NZME and Stuff first applied to the Commerce Commission to merge in 2016 and were surprised to be refused permission on grounds that the combined entity would reduce media 'plurality' - the number of different media outlets providing alternative coverage being important for democratic, if not commercial, reasons.

That decision prompted challenges as far as the Court of Appeal, which upheld the commission's decision, prompting a rethink which has led to the proposal to negotiate a Kiwishare arrangement that would perhaps then see the government issue a directive to the competition regulator to allow the merger to occur, subject to 'plurality' guarantees.

Boggs confirmed that NZME would keep running its NZ Herald website in competition with a separately staffed Stuff website, but said decisions on issues such as how many Sunday newspapers to publish and whether one site might go up-market and include more paywall content than the other would be a management decision for the future.

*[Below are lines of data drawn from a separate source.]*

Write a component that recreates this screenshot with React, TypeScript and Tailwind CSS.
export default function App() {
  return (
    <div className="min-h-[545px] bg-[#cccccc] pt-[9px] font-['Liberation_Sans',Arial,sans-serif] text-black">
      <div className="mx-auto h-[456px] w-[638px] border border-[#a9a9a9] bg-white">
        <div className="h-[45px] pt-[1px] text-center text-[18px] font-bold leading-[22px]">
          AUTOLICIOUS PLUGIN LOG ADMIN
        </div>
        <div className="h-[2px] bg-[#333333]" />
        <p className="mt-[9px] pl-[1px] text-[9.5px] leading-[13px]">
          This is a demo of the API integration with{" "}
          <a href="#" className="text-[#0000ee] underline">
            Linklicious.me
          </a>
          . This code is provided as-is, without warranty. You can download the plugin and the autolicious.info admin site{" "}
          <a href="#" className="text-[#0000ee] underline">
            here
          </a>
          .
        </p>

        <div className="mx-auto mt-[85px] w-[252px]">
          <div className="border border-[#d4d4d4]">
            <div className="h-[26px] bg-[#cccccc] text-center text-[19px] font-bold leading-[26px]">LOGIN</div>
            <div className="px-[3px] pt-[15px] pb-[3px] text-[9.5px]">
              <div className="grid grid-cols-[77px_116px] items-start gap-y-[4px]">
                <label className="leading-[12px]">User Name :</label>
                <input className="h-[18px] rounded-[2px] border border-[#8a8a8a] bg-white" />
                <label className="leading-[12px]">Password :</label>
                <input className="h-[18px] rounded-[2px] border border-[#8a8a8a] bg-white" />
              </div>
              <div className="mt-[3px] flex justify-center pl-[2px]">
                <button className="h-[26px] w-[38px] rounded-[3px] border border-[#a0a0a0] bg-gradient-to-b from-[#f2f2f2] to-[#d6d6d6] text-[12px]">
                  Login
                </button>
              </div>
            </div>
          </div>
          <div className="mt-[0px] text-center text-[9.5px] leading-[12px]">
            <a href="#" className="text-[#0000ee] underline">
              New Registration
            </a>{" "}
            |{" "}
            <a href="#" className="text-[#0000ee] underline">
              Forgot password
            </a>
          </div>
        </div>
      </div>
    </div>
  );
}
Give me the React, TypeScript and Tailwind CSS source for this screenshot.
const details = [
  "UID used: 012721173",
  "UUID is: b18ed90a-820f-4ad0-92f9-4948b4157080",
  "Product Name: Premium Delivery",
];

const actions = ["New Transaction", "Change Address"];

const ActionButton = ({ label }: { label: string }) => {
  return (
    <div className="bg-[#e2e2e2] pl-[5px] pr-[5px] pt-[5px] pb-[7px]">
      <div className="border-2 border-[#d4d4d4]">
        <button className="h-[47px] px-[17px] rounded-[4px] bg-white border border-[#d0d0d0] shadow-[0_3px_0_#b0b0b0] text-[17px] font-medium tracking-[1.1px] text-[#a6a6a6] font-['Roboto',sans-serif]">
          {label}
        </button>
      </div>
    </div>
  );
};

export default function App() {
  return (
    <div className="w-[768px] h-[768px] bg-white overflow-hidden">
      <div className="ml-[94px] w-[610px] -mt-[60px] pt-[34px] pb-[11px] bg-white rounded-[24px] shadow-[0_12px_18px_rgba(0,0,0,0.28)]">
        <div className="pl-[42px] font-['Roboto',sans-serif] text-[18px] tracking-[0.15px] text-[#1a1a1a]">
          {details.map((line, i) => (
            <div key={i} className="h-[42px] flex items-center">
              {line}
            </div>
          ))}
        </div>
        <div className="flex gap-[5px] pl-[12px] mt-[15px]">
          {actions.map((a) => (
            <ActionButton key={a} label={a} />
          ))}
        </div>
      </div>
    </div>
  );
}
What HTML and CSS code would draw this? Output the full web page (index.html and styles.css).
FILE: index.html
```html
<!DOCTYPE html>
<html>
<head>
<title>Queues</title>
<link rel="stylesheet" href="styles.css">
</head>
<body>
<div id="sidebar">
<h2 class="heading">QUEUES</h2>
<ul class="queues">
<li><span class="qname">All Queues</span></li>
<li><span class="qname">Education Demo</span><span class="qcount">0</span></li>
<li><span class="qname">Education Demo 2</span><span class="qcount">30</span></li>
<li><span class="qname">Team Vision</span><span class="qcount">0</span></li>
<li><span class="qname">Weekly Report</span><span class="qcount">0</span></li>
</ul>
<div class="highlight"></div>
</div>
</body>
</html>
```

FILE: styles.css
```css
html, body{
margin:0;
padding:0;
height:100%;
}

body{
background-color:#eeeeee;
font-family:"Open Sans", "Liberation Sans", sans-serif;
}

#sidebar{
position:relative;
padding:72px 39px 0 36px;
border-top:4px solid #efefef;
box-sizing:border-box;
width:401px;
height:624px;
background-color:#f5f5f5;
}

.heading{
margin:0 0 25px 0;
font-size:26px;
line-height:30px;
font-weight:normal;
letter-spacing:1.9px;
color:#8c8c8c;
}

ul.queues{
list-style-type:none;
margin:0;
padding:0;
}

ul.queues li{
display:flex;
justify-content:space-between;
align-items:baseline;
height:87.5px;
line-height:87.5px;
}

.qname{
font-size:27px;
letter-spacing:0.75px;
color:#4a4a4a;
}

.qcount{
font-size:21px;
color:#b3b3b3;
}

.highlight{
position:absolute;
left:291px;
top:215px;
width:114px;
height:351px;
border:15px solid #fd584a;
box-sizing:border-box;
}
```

"That would be up to the editors of each of those two businesses," Boggs said.

Both NZME and Stuff remain profitable, but have watched earnings slide over the last decade and more as advertisers gravitated away from news publications and websites to Google and social media platforms such as Facebook. The slide in Stuff's earnings has been far faster in recent years than NZME's, with a Dec. 2 report in the Sydney Morning Herald quoting sources close to the company as saying it was facing a very uncertain future.

"There's no way to make it leaner," the SMH source was quoted as saying. "The newspapers need to consolidate to at least be able to cut some costs to survive. There's not the scale to survive on subscriptions - it's going down the gurgler."

Boggs said there were opportunities for back-office consolidation between the two businesses, even as they kept journalists and titles open.